Credit: NASA/JPL/University of Arizona
Dans ce cratère, il apparaît des kaolinites, des carbonates et des silicates hydratés riches en fer et en magnésium, toutes roches impliquant une longue action de l’eau. La caméra HiRISE montre que ces roches correspondent au pic central du cratère et donc aux roches profondes sous-jacentes, exhumées par l’impact. Compte tenu de la taille du cratère, les roches ont dû remonter d’une profondeur d’environ 6 km.
Le schéma montre comment les cratères d’impact peuvent exhumer des matériaux des profondeurs. La remonté se fait au pic central. Sur l’image, les données infrarouges de THEMIS (THermal EMission Imaging System embarqué sur l’orbiteur Mars Odyssey de la NASA) et les spectres examinés par OMEGA (spectromètre embarqué sur Mars Express de l’ESA) sont appliqués sur une topographie établie par MOLA (Mars Orbiter Laser Altimeter embarqué sur l’orbiteur Mars Global Surveyor de la NASA) montrant le cratère Leighton en surface et en coupe (le cratère a 65 km de diamètre et l’exagération verticale est de 10 fois).

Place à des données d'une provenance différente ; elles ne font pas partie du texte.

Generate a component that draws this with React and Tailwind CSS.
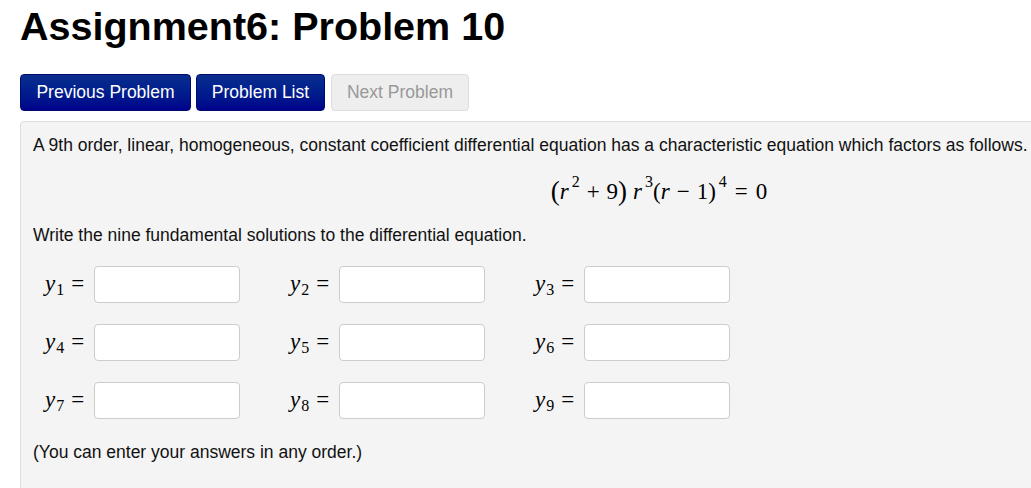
const sans = { fontFamily: '"Liberation Sans", Arial, sans-serif' }

function Y({ n }) {
  return (
    <span className="font-['Liberation_Serif',serif] text-[23px] text-black whitespace-nowrap">
      <i>y</i>
      <span className="text-[16px] relative top-[4px] ml-[1px]">{n}</span>
      <span className="ml-[7px]">=</span>
    </span>
  )
}

function Cell({ n }) {
  return (
    <div className="w-[245px] flex items-center">
      <div className="w-[49px]">
        <Y n={n} />
      </div>
      <input
        type="text"
        className="w-[146px] h-[37px] bg-white border border-[#cccccc] rounded-[4px] outline-none"
      />
    </div>
  )
}

function Sup({ children }) {
  return <span className="text-[16px] relative -top-[10px] ml-[3px]">{children}</span>
}

export default function App() {
  return (
    <div className="w-[1031px] h-[488px] overflow-hidden bg-white font-['Liberation_Sans',Arial,sans-serif]">
      <div className="pl-5 pt-[5px] w-[1400px]">
        {/* title */}
        <h1 className="text-[39.5px] font-bold leading-[42px] text-black">Assignment6: Problem 10</h1>

        {/* nav buttons */}
        <div className="flex mt-[27px] h-[37px]">
          <button className="w-[171px] h-[37px] rounded-[4px] bg-linear-to-b from-[#0b2d8e] to-[#00008b] border border-[#000a6b] text-white text-[17.5px]">
            Previous Problem
          </button>
          <button className="ml-[5px] w-[129px] h-[37px] rounded-[4px] bg-linear-to-b from-[#0b2d8e] to-[#00008b] border border-[#000a6b] text-white text-[17.5px]">
            Problem List
          </button>
          <button className="ml-[6px] w-[138px] h-[37px] rounded-[4px] bg-[#eeeeee] border border-[#dddddd] text-[#999999] text-[17.5px]">
            Next Problem
          </button>
        </div>

        {/* problem panel */}
        <div className="mt-[10px] w-[1278px] h-[400px] bg-[#f4f4f4] border border-[#dddddd] rounded-tl-[4px] px-[12px] pt-[12px] text-[17.5px] leading-[22px] text-[#111]">
          <p>A 9th order, linear, homogeneous, constant coefficient differential equation has a characteristic equation which factors as follows.</p>

          <div className="mt-[21px] h-[30px] flex items-center justify-center font-['Liberation_Serif',serif] text-[23px] text-black">
            <span className="text-[27px] leading-none relative -top-[1px]">(</span>
            <i>r</i>
            <Sup>2</Sup>
            <span className="mx-[7px]">+</span>
            <span>9</span>
            <span className="text-[27px] leading-none relative -top-[1px]">)</span>
            <i className="ml-[6px]">r</i>
            <Sup>3</Sup>
            <span>(</span>
            <i>r</i>
            <span className="mx-[7px]">−</span>
            <span>1</span>
            <span>)</span>
            <Sup>4</Sup>
            <span className="mx-[8px]">=</span>
            <span>0</span>
          </div>

          <p className="mt-[17px]">Write the nine fundamental solutions to the differential equation.</p>

          {/* answer blanks */}
          <div className="mt-[20px] ml-[12px] flex flex-col gap-y-[21px]">
            <div className="flex">
              <Cell n={1} />
              <Cell n={2} />
              <Cell n={3} />
            </div>
            <div className="flex">
              <Cell n={4} />
              <Cell n={5} />
              <Cell n={6} />
            </div>
            <div className="flex">
              <Cell n={7} />
              <Cell n={8} />
              <Cell n={9} />
            </div>
          </div>

          <p className="mt-[22px]" style={sans}>(You can enter your answers in any order.)</p>
        </div>
      </div>
    </div>
  )
}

Credit: NASA/JPL/University of Arizona.
On pouvait se poser la question de savoir si l’hydratation et l’absorption du carbone, intenses, s’étaient faites après l’impact (et la remontée des roches) ou auparavant. Compte tenu du caractère massif du phénomène concernant les roches du pic, il apparaît que cette hydratation a eu lieu avant l’impact et qu’elle concerne donc aussi le socle rocheux en dessous du manteau de lave provenant de Syrtis Major. Ce socle est probablement constitué de sédiments siliciclastiques (grains de silice) et volcaniques porteurs de carbonates autrefois présents en surface, et qui ont été métamorphisés dans les profondeurs de la croûte. En conséquence l’époque à laquelle l’hydratation s’est effectuée correspond à la période antérieure au volcanisme de Syrtis Major. C’est donc à cette époque très ancienne que l’atmosphère était suffisamment épaisse pour permettre à l’eau de subsister à l’état liquide en surface et permettre l’absorption du carbone de l’atmosphère par les roches qu’elle baignait.
Jusqu’à présent on avait trouvé peu de carbonates sur Mars (dans la région de Nili Fossae et dans quelques affleurements rocheux des Columbia Hills au centre du cratère Gusev). Cette découverte indique qu’il devrait y en avoir beaucoup plus sous les épanchements massifs de lave survenus à la fin du phyllosien et pendant le theiikien.
Cela confirme bien la théorie du Professeur Jean-Pierre Bibiring, selon lequel l’eau était (à une époque reculée) abondante en surface partout sur Mars et pas seulement dans ce qui apparaissait jusqu’à présent comme pouvant avoir été un océan boréal (Vastitas Borealis). Cet « océan » n’a dû, en fin de compte, avoir été qu’une « mer » au sens lunaire, c'est-à-dire une vaste étendue de lave ayant recouvert cet hémisphère lors du bombardement massif tardif de Mars. Elle a pu être occupée ultérieurement par de l’eau lors des grands épanchements provoqués par l’activité tectonique / volcanique de la fin de l’Hespérien mais cette eau, même si elle a pu avoir une action dont il reste des traces (estuaires, volcanisme de boue), n’a pas subsisté suffisamment longtemps en surface pour modifier profondément les roches avec lesquelles elle était en contact.
C’est évidemment une information extrêmement intéressante du point de vue exobiologique.